# [Work to be completed]
Go through the entries and say how many lines contain the string "screenshot". The number is the whole answer.

# [Listed records]
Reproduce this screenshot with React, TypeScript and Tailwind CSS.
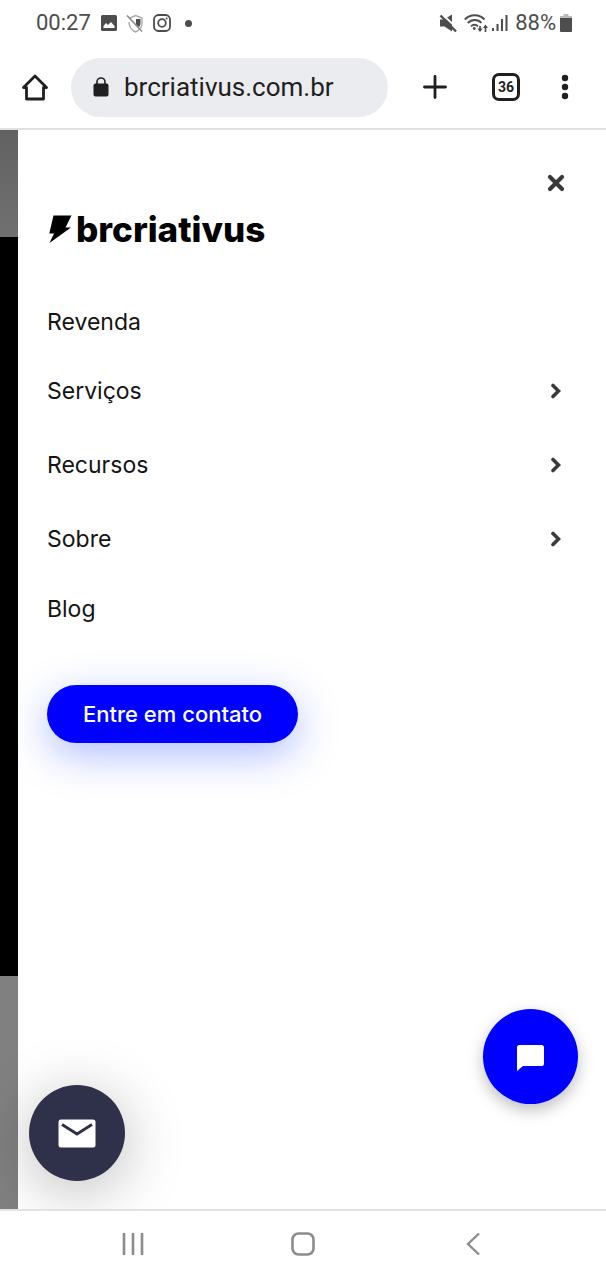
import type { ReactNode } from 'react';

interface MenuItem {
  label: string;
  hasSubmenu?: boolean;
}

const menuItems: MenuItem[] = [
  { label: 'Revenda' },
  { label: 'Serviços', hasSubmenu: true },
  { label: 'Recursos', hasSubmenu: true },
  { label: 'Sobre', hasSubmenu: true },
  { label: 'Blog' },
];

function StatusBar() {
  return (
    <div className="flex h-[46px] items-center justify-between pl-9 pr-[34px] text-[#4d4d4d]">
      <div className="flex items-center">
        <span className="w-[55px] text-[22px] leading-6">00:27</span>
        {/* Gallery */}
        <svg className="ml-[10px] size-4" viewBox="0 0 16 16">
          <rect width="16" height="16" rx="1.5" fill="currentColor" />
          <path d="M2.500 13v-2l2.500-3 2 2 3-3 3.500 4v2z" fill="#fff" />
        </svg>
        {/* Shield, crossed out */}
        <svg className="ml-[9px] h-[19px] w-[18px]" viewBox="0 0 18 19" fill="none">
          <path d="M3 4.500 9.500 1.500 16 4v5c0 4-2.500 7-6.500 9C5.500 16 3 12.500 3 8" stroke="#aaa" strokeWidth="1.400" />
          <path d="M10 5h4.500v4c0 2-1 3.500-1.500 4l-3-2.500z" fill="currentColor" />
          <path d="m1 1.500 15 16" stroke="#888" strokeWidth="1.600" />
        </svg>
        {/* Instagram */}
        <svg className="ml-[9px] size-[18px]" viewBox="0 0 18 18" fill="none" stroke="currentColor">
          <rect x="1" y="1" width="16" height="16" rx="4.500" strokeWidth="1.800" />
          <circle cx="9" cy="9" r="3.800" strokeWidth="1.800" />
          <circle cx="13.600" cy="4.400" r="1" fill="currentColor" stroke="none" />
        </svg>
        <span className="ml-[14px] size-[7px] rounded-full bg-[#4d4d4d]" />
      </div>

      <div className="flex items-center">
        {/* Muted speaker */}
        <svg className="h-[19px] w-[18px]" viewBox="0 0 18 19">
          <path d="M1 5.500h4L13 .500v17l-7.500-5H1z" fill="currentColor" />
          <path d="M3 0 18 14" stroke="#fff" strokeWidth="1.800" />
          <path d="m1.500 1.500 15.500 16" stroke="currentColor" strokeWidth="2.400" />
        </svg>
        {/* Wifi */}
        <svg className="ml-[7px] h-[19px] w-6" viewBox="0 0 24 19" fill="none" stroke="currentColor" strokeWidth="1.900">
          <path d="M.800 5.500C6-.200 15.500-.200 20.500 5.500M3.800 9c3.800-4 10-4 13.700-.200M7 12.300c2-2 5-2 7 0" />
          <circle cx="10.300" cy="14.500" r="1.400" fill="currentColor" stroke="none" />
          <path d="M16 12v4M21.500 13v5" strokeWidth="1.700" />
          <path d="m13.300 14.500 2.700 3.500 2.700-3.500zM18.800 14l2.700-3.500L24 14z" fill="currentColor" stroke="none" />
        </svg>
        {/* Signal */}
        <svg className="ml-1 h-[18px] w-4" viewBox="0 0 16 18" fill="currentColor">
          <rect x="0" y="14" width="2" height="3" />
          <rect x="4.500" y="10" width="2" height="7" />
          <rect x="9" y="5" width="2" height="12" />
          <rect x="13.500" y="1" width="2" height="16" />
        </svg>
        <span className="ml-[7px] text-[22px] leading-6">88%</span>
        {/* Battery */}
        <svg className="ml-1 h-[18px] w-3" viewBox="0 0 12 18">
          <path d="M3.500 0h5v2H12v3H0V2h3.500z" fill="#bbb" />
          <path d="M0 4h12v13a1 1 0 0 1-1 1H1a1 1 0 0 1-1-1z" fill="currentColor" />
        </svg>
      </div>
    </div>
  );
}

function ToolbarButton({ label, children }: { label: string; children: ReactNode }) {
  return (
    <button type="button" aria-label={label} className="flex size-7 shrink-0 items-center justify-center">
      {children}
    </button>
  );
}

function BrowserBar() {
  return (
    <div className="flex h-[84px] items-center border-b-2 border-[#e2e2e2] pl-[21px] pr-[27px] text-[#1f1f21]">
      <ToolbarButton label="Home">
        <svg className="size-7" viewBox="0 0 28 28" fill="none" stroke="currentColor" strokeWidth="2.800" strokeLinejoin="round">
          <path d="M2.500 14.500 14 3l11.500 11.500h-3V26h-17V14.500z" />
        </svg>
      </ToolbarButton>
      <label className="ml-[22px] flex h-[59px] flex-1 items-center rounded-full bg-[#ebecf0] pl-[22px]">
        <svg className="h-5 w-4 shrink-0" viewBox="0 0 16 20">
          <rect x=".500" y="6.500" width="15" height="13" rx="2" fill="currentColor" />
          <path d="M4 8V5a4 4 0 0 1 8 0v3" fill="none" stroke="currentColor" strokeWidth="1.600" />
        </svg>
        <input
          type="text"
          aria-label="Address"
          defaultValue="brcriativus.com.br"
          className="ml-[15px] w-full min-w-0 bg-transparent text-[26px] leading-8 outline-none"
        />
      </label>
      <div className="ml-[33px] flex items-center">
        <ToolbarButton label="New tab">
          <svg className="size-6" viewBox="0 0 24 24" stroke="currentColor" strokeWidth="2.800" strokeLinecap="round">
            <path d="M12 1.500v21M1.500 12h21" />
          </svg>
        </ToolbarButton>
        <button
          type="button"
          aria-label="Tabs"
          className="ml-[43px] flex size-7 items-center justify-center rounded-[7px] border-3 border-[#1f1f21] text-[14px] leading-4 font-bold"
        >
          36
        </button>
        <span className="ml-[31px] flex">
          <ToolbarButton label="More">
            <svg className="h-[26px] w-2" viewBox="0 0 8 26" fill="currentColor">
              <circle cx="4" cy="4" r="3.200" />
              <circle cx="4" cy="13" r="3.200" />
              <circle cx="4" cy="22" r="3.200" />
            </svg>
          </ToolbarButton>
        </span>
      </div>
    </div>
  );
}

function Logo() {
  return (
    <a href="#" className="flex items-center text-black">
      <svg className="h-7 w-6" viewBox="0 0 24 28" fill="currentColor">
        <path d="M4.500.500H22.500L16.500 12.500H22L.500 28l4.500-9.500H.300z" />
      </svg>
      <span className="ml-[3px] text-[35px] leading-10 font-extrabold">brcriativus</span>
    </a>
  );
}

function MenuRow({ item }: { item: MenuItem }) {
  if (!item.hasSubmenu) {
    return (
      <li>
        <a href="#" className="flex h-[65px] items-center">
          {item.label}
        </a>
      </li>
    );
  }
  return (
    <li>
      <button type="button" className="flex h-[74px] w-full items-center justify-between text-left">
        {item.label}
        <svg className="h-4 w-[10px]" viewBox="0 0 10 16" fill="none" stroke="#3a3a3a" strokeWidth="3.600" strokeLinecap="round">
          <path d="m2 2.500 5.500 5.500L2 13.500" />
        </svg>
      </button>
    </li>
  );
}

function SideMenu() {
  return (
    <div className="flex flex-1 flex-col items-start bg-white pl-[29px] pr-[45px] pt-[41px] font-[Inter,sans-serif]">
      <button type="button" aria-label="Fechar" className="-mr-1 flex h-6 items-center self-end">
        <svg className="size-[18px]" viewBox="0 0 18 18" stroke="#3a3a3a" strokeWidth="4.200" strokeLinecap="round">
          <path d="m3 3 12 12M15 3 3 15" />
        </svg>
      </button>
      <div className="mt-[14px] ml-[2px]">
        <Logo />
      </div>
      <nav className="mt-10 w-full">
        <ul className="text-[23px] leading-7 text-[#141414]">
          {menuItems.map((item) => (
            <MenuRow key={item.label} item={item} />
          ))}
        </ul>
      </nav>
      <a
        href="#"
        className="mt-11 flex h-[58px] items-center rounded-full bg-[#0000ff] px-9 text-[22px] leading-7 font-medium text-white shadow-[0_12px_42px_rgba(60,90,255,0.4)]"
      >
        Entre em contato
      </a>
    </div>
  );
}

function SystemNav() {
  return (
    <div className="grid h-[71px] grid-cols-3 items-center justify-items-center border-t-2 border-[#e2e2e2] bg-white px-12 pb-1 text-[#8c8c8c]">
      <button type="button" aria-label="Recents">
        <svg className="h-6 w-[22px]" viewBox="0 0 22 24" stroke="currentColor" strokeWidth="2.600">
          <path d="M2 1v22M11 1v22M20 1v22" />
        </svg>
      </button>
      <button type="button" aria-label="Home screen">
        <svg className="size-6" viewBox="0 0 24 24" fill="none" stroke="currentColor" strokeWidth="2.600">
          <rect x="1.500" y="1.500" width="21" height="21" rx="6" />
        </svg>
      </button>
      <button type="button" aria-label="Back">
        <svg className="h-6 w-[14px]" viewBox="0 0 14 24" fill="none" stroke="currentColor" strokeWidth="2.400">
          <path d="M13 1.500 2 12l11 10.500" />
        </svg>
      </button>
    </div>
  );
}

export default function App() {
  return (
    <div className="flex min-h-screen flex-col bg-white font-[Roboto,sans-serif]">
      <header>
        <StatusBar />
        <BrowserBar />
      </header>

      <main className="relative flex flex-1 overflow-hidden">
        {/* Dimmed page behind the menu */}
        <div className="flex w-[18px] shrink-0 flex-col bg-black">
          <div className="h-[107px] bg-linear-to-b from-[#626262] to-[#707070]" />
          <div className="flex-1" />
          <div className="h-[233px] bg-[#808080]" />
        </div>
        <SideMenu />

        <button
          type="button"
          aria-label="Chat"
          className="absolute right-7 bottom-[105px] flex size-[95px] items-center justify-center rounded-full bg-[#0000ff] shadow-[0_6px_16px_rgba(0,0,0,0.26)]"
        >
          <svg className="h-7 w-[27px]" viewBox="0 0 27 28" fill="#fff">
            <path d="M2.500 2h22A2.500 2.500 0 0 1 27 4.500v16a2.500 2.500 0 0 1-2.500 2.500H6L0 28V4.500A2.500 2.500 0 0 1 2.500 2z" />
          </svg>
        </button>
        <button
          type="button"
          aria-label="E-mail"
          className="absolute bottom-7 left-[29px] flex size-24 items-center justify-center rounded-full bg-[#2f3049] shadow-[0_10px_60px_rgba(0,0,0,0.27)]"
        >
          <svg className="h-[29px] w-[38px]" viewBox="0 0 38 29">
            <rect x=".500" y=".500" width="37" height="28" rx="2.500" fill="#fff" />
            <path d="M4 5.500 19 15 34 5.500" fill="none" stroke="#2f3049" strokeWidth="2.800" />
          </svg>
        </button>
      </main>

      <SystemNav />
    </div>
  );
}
--
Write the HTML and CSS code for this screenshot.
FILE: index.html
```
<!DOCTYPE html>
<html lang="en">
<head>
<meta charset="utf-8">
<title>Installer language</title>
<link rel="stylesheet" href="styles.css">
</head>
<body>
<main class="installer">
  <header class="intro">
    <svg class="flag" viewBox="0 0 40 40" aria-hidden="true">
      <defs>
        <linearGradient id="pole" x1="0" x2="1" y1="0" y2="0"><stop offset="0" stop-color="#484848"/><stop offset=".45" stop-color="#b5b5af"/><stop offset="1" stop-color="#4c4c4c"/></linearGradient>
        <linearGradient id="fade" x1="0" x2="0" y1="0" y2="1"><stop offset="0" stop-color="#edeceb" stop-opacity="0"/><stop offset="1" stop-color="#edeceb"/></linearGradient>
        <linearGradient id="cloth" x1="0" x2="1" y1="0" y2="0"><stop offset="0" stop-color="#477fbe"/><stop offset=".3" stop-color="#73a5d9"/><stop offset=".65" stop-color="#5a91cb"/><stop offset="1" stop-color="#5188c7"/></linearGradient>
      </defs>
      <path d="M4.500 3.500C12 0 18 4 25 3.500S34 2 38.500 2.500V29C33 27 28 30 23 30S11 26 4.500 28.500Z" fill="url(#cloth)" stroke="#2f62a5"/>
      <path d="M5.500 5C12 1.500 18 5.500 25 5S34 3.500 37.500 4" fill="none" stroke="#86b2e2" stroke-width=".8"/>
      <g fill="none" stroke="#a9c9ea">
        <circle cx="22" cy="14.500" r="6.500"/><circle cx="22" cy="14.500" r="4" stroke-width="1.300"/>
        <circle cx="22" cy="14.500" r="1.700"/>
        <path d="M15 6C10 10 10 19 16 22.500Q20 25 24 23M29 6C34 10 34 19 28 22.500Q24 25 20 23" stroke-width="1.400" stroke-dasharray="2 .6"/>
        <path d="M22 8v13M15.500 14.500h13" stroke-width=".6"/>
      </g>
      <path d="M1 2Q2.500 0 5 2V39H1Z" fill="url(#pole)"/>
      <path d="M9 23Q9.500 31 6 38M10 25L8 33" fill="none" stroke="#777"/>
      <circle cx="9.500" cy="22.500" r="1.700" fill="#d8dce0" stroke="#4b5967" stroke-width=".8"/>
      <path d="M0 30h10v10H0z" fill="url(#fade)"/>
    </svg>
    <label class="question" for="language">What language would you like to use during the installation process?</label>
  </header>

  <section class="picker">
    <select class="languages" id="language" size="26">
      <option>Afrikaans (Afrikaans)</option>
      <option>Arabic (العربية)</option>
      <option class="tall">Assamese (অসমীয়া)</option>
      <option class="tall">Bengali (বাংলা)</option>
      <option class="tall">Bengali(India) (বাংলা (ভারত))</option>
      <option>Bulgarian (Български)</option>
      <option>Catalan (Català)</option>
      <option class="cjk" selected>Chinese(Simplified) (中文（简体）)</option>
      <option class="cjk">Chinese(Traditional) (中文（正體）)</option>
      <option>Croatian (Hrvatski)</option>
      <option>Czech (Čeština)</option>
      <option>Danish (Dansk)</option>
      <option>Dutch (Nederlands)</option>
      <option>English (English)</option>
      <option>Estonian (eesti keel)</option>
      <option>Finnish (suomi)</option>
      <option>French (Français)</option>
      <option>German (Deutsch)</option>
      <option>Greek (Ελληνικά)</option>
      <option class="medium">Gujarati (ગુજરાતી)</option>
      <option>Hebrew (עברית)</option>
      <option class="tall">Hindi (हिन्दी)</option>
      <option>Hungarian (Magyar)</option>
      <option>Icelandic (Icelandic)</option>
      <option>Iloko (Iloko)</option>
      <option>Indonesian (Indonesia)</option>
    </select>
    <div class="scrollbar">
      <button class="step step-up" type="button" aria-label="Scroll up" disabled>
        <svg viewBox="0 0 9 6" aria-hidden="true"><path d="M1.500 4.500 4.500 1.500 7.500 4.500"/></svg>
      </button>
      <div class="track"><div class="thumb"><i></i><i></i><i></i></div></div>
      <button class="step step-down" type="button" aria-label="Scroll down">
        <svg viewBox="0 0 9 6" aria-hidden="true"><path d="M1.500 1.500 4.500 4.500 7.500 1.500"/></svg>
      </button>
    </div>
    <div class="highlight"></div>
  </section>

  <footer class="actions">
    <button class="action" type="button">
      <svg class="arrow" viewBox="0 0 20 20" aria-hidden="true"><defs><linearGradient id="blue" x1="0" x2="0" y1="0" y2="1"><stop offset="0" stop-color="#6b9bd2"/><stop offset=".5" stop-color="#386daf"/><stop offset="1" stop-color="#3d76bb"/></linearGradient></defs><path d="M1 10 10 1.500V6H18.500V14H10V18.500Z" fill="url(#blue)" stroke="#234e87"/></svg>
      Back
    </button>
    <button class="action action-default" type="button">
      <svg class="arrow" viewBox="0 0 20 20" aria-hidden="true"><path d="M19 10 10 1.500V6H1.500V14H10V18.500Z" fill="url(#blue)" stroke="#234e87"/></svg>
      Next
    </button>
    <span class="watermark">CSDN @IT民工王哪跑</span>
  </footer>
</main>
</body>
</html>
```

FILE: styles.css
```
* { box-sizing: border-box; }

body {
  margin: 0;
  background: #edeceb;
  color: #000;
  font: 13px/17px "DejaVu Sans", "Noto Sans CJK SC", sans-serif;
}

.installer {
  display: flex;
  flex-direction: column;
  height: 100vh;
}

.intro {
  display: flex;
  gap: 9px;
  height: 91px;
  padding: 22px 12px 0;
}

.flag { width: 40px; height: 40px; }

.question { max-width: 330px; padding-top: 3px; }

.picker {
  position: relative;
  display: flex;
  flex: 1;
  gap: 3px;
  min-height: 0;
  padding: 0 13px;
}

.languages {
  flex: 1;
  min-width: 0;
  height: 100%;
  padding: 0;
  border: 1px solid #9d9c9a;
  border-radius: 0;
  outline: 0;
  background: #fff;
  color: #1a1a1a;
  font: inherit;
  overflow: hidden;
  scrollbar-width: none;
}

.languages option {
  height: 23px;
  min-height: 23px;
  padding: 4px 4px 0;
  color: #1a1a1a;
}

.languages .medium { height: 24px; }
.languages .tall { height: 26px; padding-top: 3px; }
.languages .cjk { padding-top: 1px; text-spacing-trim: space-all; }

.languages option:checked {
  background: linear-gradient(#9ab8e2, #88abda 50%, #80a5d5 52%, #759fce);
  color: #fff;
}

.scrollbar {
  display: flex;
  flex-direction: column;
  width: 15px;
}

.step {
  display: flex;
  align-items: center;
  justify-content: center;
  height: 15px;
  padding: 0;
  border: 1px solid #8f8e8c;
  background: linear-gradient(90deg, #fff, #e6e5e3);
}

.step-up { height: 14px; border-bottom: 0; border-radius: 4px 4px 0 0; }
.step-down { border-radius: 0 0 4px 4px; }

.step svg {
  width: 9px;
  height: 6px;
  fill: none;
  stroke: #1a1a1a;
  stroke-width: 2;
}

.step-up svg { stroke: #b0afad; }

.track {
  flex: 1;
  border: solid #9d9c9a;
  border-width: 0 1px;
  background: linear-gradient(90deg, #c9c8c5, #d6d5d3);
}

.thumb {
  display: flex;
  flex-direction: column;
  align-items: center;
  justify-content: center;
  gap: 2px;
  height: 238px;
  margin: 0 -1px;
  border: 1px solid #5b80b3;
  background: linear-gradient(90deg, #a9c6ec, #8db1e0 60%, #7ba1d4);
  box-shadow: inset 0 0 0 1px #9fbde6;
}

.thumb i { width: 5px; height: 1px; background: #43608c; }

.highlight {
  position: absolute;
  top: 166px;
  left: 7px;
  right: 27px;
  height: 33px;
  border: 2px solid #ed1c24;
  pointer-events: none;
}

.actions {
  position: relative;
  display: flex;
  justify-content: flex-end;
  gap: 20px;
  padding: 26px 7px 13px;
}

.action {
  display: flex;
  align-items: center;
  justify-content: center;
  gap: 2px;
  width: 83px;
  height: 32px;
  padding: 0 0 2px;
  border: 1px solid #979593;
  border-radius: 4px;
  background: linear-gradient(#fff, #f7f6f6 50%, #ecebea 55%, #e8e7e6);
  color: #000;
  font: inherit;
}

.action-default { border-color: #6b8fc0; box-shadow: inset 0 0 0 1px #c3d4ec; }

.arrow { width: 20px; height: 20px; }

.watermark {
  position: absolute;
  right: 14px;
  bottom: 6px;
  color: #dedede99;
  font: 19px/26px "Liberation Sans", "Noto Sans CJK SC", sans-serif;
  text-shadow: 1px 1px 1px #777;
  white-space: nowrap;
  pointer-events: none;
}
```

# [Output]
2